Behind the Deal: 1201 Main Purchase
Downtown’s rebirth continues: 1201 Main was picked up by New Orleans-based KFK Group. (Every day is Mardi Gras when it's a day that you're bought by a company from the Big Easy.) What was the appeal?
KFK Group’s Nick Malone tells us they're banking on the investment around the 32-story, 1M SF tower, bought out of foreclosure last week. It's near the recently purchased Thanksgiving Tower, 2100 Ross, and Comerica Bank Tower. Nick tells us there’s a return of population to the urban core and a lot of potential growth. KFK’s hitting the market at a good time, with the DART rail and the Downtown Dallas 360 plan coming to fruition, plus the Farmer’s Market, West End, and the Arts District.
Step one is renovating the 1968 building (designed by Skidmore Owings & Merrill) to its “original glory.” The building is 65% occupied, with Bank of America taking the biggest chunk. KFK was looking for a way to diversify its portfolio, Nick tells us, which is made up largely of hotels, restaurants, and apartments. “We’re jumping in and it’s a not a small undertaking at 1M SF.” There’s a lot of work to be done, but Dallas is just a 90-minute flight from the New Orleans, he says. JLL EVP Joel Austin will handle property management. Transwestern’s Blair Huddleston, Fletcher Cordell, and Duane Henley will handle office leasing, and Transwestern’s Steve Williamson will handle the retail leasing.
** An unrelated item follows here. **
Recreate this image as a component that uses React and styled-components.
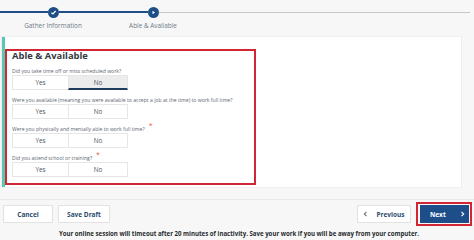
import React from "react";
import styled, { createGlobalStyle } from "styled-components";

const Global = createGlobalStyle`
  html, body { margin: 0; padding: 0; }
  body {
    background: #f7f7f7;
    font-family: "Open Sans", "Noto Sans", Arial, sans-serif;
    width: 474px;
    height: 240px;
    overflow: hidden;
  }
  * { box-sizing: border-box; }
`;

const Page = styled.div`
  width: 474px;
  height: 240px;
  display: flex;
  flex-direction: column;
`;

const Stepper = styled.div`
  display: flex;
  height: 36px;
  padding-left: 3px;
`;

const Lead = styled.div`
  width: 3px;
  margin-left: -3px;
  height: 2px;
  margin-top: 11px;
  background: #1d4f86;
`;

const Step = styled.div`
  width: 100px;
  display: flex;
  flex-direction: column;
  align-items: center;
`;

const DotRow = styled.div`
  width: 100%;
  height: 24px;
  display: flex;
  align-items: center;
`;

const Seg = styled.div`
  flex: 1;
  height: ${(p) => (p.$done ? "2px" : "1px")};
  background: ${(p) => (p.$done ? "#1d4f86" : "#c4c8cc")};
`;

const Dot = styled.div`
  width: 11px;
  height: 11px;
  border-radius: 50%;
  background: #1d4f86;
  display: flex;
  align-items: center;
  justify-content: center;
  flex: none;
`;

const StepLabel = styled.div`
  margin-top: -2px;
  font-size: 6.4px;
  line-height: 8px;
  color: #6d7b88;
  white-space: nowrap;
`;

const Rest = styled.div`
  flex: 1;
  height: 1px;
  margin-top: 12px;
  margin-right: 4px;
  background: #c4c8cc;
`;

const Card = styled.div`
  margin: 1px 13px 0 2px;
  height: 150px;
  background: #ffffff;
  border-left: 3px solid #5cc6b4;
  box-shadow: 0 0 0 1px #efefef;
  padding: 12px 0 2px 0;
`;

const Section = styled.div`
  width: 251px;
  height: 136px;
  border: 2px solid #d32634;
  padding: 0 5px;
`;

const Title = styled.div`
  font-size: 9.4px;
  line-height: 10px;
  font-weight: 700;
  color: #33393f;
  margin-bottom: 6px;
`;

const Question = styled.div`
  margin-bottom: 6px;
`;

const QLabel = styled.div`
  font-size: 5.1px;
  line-height: 8px;
  color: #5d6670;
  white-space: nowrap;
  display: flex;
  align-items: flex-start;
`;

const Req = styled.span`
  color: #e8663a;
  font-size: 7px;
  line-height: 6px;
  margin-left: 4px;
  margin-top: -2px;
`;

const Toggle = styled.div`
  display: flex;
`;

const Choice = styled.div`
  width: ${(p) => p.$w}px;
  height: 15px;
  display: flex;
  align-items: center;
  justify-content: center;
  font-size: 6.3px;
  color: #4a535c;
  background: ${(p) => (p.$selected ? "#ececec" : "#ffffff")};
  border: 1px solid #e6e6e6;
  border-bottom: ${(p) => (p.$selected ? "2px solid #1f3d5a" : "1px solid #e6e6e6")};
  margin-left: -1px;
  &:first-child { margin-left: 0; }
`;

const Footer = styled.div`
  margin-top: 12px;
  border-top: 1px solid #e9e9e9;
  padding: 2px 3px 0 3px;
  display: flex;
  align-items: center;
  height: 27px;
`;

const Btn = styled.div`
  height: 18px;
  width: ${(p) => p.$w}px;
  display: flex;
  align-items: center;
  justify-content: center;
  gap: 8px;
  border: 1px solid #e2e2e2;
  background: #ffffff;
  color: #2b4b6e;
  font-size: 6.5px;
  font-weight: 700;
  margin-right: 5px;
`;

const Spacer = styled.div`
  flex: 1;
`;

const Highlight = styled.div`
  border: 2px solid #d32634;
  padding: 1px 1px 1px 2px;
  margin-right: -1px;
`;

const NextBtn = styled.div`
  width: 49px;
  height: 18px;
  background: #1d4e8a;
  color: #ffffff;
  font-size: 6.5px;
  font-weight: 700;
  display: flex;
  align-items: center;
  justify-content: space-between;
  padding: 0 4px 0 10px;
`;

const Notice = styled.div`
  margin-top: 3px;
  padding-left: 4px;
  text-align: center;
  font-size: 6.1px;
  line-height: 9px;
  font-weight: 700;
  color: #262a2e;
`;

const Chev = ({ dir, color }) => (
  <svg width="5" height="6" viewBox="0 0 5 6">
    <path
      d={dir === "left" ? "M3.5 0.8 L1.3 3 L3.5 5.2" : "M1.5 0.8 L3.7 3 L1.5 5.2"}
      fill="none"
      stroke={color}
      strokeWidth="1.1"
    />
  </svg>
);

const questions = [
  { text: "Did you take time off or miss scheduled work?", sel: "No" },
  { text: "Were you available (meaning you were available to accept a job at the time) to work full time?" },
  { text: "Were you physically and mentally able to work full time?", req: true },
  { text: "Did you attend school or training?", req: true },
];

export default function App() {
  return (
    <Page>
      <Global />
      <Stepper>
        <Lead />
        <Step>
          <DotRow>
            <Seg $done />
            <Dot>
              <svg width="7" height="7" viewBox="0 0 7 7">
                <path d="M1.4 3.7 L2.9 5 L5.6 2" fill="none" stroke="#fff" strokeWidth="1.2" />
              </svg>
            </Dot>
            <Seg $done />
          </DotRow>
          <StepLabel>Gather Information</StepLabel>
        </Step>
        <Step>
          <DotRow>
            <Seg $done />
            <Dot>
              <svg width="7" height="7" viewBox="0 0 7 7">
                <path d="M2.5 1.8 L5 3.5 L2.5 5.2 Z" fill="#fff" />
              </svg>
            </Dot>
            <Seg />
          </DotRow>
          <StepLabel>Able &amp; Available</StepLabel>
        </Step>
        <Rest />
      </Stepper>

      <Card>
        <Section>
          <Title>Able &amp; Available</Title>
          {questions.map((q, i) => (
            <Question key={i}>
              <QLabel>
                {q.text}
                {q.req && <Req>*</Req>}
              </QLabel>
              <Toggle>
                <Choice $w={57} $selected={q.sel === "Yes"}>Yes</Choice>
                <Choice $w={60} $selected={q.sel === "No"}>No</Choice>
              </Toggle>
            </Question>
          ))}
        </Section>
      </Card>

      <Footer>
        <Btn $w={50}>Cancel</Btn>
        <Btn $w={52}>Save Draft</Btn>
        <Spacer />
        <Btn $w={54}>
          <Chev dir="left" color="#6b7480" />
          Previous
        </Btn>
        <Highlight>
          <NextBtn>
            Next
            <Chev dir="right" color="#ffffff" />
          </NextBtn>
        </Highlight>
      </Footer>
      <Notice>
        Your online session will timeout after 20 minutes of inactivity. Save your work if you will be away from your computer.
      </Notice>
    </Page>
  );
}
Nick tells us he sees a lot of similarities between the struggles with occupancy in downtown Dallas and what happened in New Orleans after Katrina. (If everything's bigger in Texas, then shouldn't we be The Bigger Easy?) KFK's urban focus and historic rehabilitation expertise made this project was appealing, he says. KFK’s track record includes launching the first major post-Katrina residential project in the New Orleans area, the $70M 233 unit redevelopment of the former Krauss department store at 1201 Canal St, next to the French Quarter. And, now that Mardi Gras is over, Nick feels safe to return home for a few beignets.